─── DATA SUPPLIED ───
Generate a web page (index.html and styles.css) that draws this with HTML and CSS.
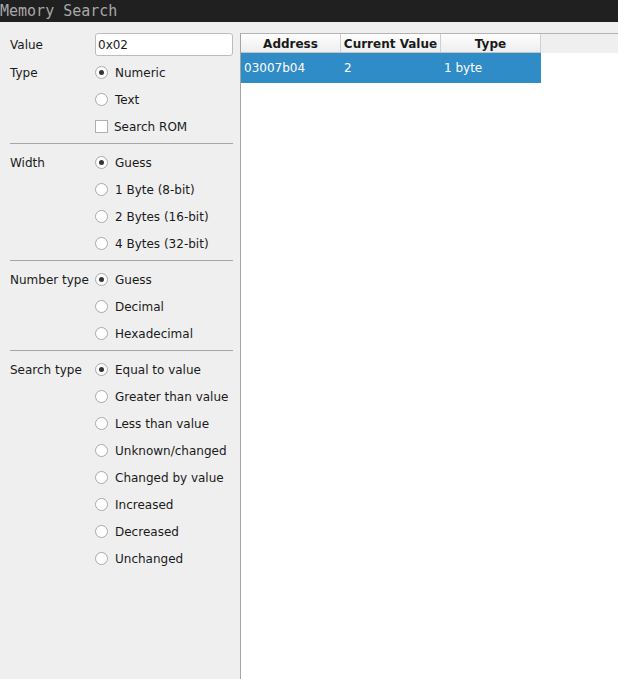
FILE: index.html
```html
<!DOCTYPE html>
<html>
<head>
<meta charset="utf-8">
<link rel="stylesheet" href="styles.css">
</head>
<body>
<div class="titlebar">Memory Search</div>
<div class="main">
  <div class="form">
    <div class="group first">
      <div class="label top">Value</div>
      <div class="ctl top"><input class="textbox" type="text" value="0x02"></div>
      <div class="label">Type</div>
      <div class="ctl"><span class="radio on"></span>Numeric</div>
      <div class="label"></div>
      <div class="ctl"><span class="radio"></span>Text</div>
      <div class="label"></div>
      <div class="ctl"><span class="check"></span>Search ROM</div>
    </div>
    <div class="sep"></div>
    <div class="group">
      <div class="label">Width</div>
      <div class="ctl"><span class="radio on"></span>Guess</div>
      <div class="label"></div>
      <div class="ctl"><span class="radio"></span>1 Byte (8-bit)</div>
      <div class="label"></div>
      <div class="ctl"><span class="radio"></span>2 Bytes (16-bit)</div>
      <div class="label"></div>
      <div class="ctl"><span class="radio"></span>4 Bytes (32-bit)</div>
    </div>
    <div class="sep"></div>
    <div class="group">
      <div class="label">Number type</div>
      <div class="ctl"><span class="radio on"></span>Guess</div>
      <div class="label"></div>
      <div class="ctl"><span class="radio"></span>Decimal</div>
      <div class="label"></div>
      <div class="ctl"><span class="radio"></span>Hexadecimal</div>
    </div>
    <div class="sep"></div>
    <div class="group">
      <div class="label">Search type</div>
      <div class="ctl"><span class="radio on"></span>Equal to value</div>
      <div class="label"></div>
      <div class="ctl"><span class="radio"></span>Greater than value</div>
      <div class="label"></div>
      <div class="ctl"><span class="radio"></span>Less than value</div>
      <div class="label"></div>
      <div class="ctl"><span class="radio"></span>Unknown/changed</div>
      <div class="label"></div>
      <div class="ctl"><span class="radio"></span>Changed by value</div>
      <div class="label"></div>
      <div class="ctl"><span class="radio"></span>Increased</div>
      <div class="label"></div>
      <div class="ctl"><span class="radio"></span>Decreased</div>
      <div class="label"></div>
      <div class="ctl"><span class="radio"></span>Unchanged</div>
    </div>
  </div>
  <div class="tableframe">
    <div class="thead">
      <div class="th">Address</div>
      <div class="th">Current Value</div>
      <div class="th">Type</div>
      <div class="thfill"></div>
    </div>
    <div class="trow selected">
      <div class="td">03007b04</div>
      <div class="td">2</div>
      <div class="td">1 byte</div>
    </div>
  </div>
</div>
</body>
</html>
```
FILE: styles.css
```css
html, body {
  margin: 0;
  padding: 0;
  height: 100%;
}
body {
  background: #efefef;
  font-family: "DejaVu Sans", sans-serif;
  font-size: 12px;
  color: #1a1a1a;
  display: flex;
  flex-direction: column;
  overflow: hidden;
}
.titlebar {
  height: 22px;
  background: #202020;
  color: #a8a8a8;
  font-family: "DejaVu Sans Mono", monospace;
  font-size: 15px;
  line-height: 22px;
  padding-left: 0;
  flex: none;
}
.main {
  flex: 1;
  display: flex;
  min-height: 0;
}
.form {
  width: 240px;
  flex: none;
  padding-top: 9px;
  box-sizing: border-box;
}
.group {
  display: grid;
  grid-template-columns: 85px 138px;
  grid-auto-rows: 27px;
  padding-left: 10px;
}
.group.first {
  grid-template-rows: 28px;
}
.label {
  display: flex;
  align-items: center;
  white-space: nowrap;
}
.ctl {
  display: flex;
  align-items: center;
  white-space: nowrap;
}
.label.top {
  align-items: flex-start;
  padding-top: 3px;
  line-height: 23px;
}
.ctl.top {
  align-items: flex-start;
  padding-top: 2px;
}
.textbox {
  width: 138px;
  height: 23px;
  box-sizing: border-box;
  border: 1px solid #bcbcbc;
  border-radius: 3px;
  background: #fff;
  font-family: "DejaVu Sans", sans-serif;
  font-size: 12px;
  color: #1a1a1a;
  padding: 1px 2px 0;
  margin: 0;
  outline: none;
}
.radio {
  width: 13px;
  height: 13px;
  box-sizing: border-box;
  border: 1px solid #a9a9a9;
  border-radius: 50%;
  background: #fff;
  margin-right: 7px;
  position: relative;
  flex: none;
}
.radio.on::after {
  content: "";
  position: absolute;
  left: 3px;
  top: 3px;
  width: 5px;
  height: 5px;
  border-radius: 50%;
  background: #333;
}
.check {
  width: 13px;
  height: 13px;
  box-sizing: border-box;
  border: 1px solid #b0b0b0;
  background: #fff;
  margin-right: 6px;
  flex: none;
}
.sep {
  height: 1px;
  background: #a6a6a6;
  margin: 3px 7px 5px 10px;
}
.tableframe {
  flex: 1;
  margin-top: 11px;
  border-left: 1px solid #a4a4a4;
  border-top: 1px solid #b4b4b4;
  background: #fff;
}
.thead {
  display: flex;
  height: 19px;
  background: #efefef;
}
.th {
  width: 100px;
  flex: none;
  border-right: 1px solid #cfcfcf;
  border-bottom: 1px solid #c4c4c4;
  background: linear-gradient(#fefefe, #eeeeee);
  font-weight: bold;
  text-align: center;
  line-height: 18px;
  padding-top: 1px;
  box-sizing: border-box;
  height: 19px;
}
.th:last-of-type {
  border-right: 1px solid #e0e0e0;
}
.thfill {
  flex: 1;
}
.trow {
  display: flex;
  height: 30px;
  width: 300px;
}
.trow.selected {
  background: #308cc6;
  color: #fff;
}
.td {
  width: 100px;
  flex: none;
  padding-left: 3px;
  box-sizing: border-box;
  line-height: 30px;
}
```
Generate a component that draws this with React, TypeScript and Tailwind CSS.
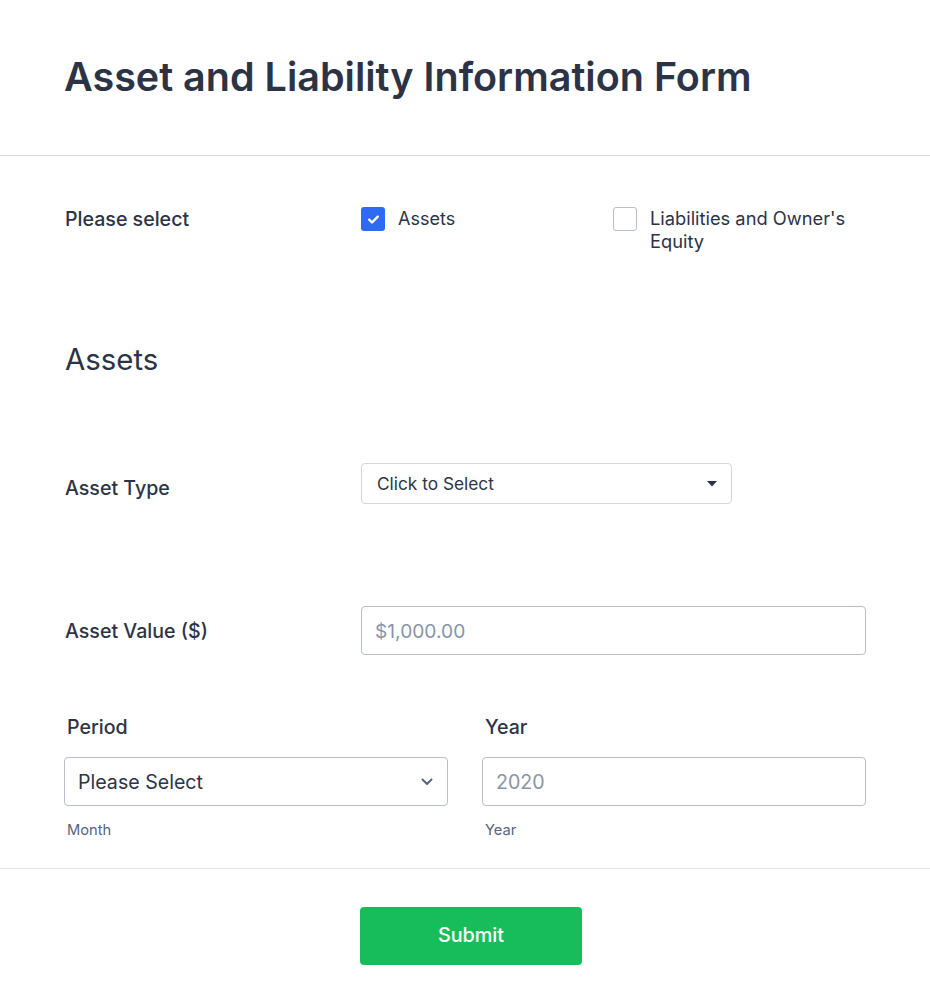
import React from "react";

export default function App() {
  return (
    <div className="w-[930px] min-h-[992px] bg-white text-[#2c3345] font-['Inter',sans-serif]">
      <div className="h-[156px] flex items-center px-[64px] border-b border-[#d8dae9]">
        <h1 className="text-[39.5px] font-semibold leading-[48px] pb-[2px]">
          Asset and Liability Information Form
        </h1>
      </div>

      <div className="px-[64px]">
        <div className="flex items-start pt-[51px]">
          <div className="w-[297px] text-[19.6px] font-medium leading-[24px] pl-[1px]">Please select</div>
          <div className="flex items-start">
            <div className="flex items-start w-[252px]">
              <span className="w-[24px] h-[24px] rounded-[3px] bg-[#2f6af4] flex items-center justify-center shrink-0">
                <svg width="15" height="15" viewBox="0 0 14 14" fill="none">
                  <path d="M3 7.2l2.6 2.6L11 4.4" stroke="white" strokeWidth="2.3" strokeLinecap="round" strokeLinejoin="round" />
                </svg>
              </span>
              <span className="ml-[13px] text-[18px] leading-[23px]">Assets</span>
            </div>
            <div className="flex items-start">
              <span className="w-[24px] h-[24px] rounded-[3px] border border-[#b8bdc9] bg-white shrink-0" />
              <span className="ml-[13px] text-[18.3px] leading-[23px] w-[215px]">Liabilities and Owner's Equity</span>
            </div>
          </div>
        </div>

        <h2 className="mt-[89px] text-[29.4px] font-normal leading-[36px] pl-[1px]">Assets</h2>

        <div className="flex items-start mt-[85px]">
          <div className="w-[297px] pt-[13px] text-[19.6px] font-medium leading-[24px] pl-[1px]">Asset Type</div>
          <div className="w-[371px] h-[41px] border border-[#d3d6df] rounded-[4px] flex items-center justify-between pl-[15px] pr-[14px]">
            <span className="text-[17.3px] leading-[20px] text-[#2c3345]">Click to Select</span>
            <svg width="10" height="6" viewBox="0 0 10 6">
              <path d="M0 0h10L5 5.5z" fill="#2c3345" />
            </svg>
          </div>
        </div>

        <div className="flex items-start mt-[102px]">
          <div className="w-[297px] pt-[13px] text-[19.6px] font-medium leading-[24px] pl-[1px]">Asset Value ($)</div>
          <div className="w-[505px] h-[49px] border border-[#b8bdc9] rounded-[4px] flex items-center px-[13px]">
            <span className="text-[19.2px] leading-[24px] text-[#8894ab]">$1,000.00</span>
          </div>
        </div>

        <div className="grid grid-cols-2 gap-x-[34px] mt-[60px]">
          <div>
            <div className="pl-[3px] text-[19.6px] font-medium leading-[24px]">Period</div>
            <div className="mt-[18px] h-[49px] border border-[#b8bdc9] rounded-[4px] flex items-center justify-between pl-[13px] pr-[14px]">
              <span className="text-[19.6px] leading-[24px]">Please Select</span>
              <svg width="12" height="8" viewBox="0 0 12 8" fill="none">
                <path d="M1.5 1.5L6 6l4.5-4.5" stroke="#57647e" strokeWidth="2" strokeLinecap="round" strokeLinejoin="round" />
              </svg>
            </div>
            <div className="pl-[3px] mt-[14px] text-[14.7px] leading-[20px] text-[#57647e]">Month</div>
          </div>
          <div>
            <div className="pl-[3px] text-[19.6px] font-medium leading-[24px]">Year</div>
            <div className="mt-[18px] h-[49px] border border-[#b8bdc9] rounded-[4px] flex items-center px-[13px]">
              <span className="text-[19.6px] leading-[24px] text-[#8894ab]">2020</span>
            </div>
            <div className="pl-[3px] mt-[14px] text-[14.7px] leading-[20px] text-[#57647e]">Year</div>
          </div>
        </div>
      </div>

      <div className="mt-[28px] border-t border-[#e3e5ee] flex justify-center pt-[38px] pb-[27px]">
        <button className="w-[222px] h-[58px] rounded-[4px] bg-[#18bd5b] text-white text-[19.8px] font-medium ml-[12px]">
          Submit
        </button>
      </div>
    </div>
  );
}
───
__WORK TO DO__: Using the listing above, locate the lines that hold "this" and copy each one.

__SOLVED PROBLEM__:
Generate a web page (index.html and styles.css) that draws this with HTML and CSS.
Generate a component that draws this with React, TypeScript and Tailwind CSS.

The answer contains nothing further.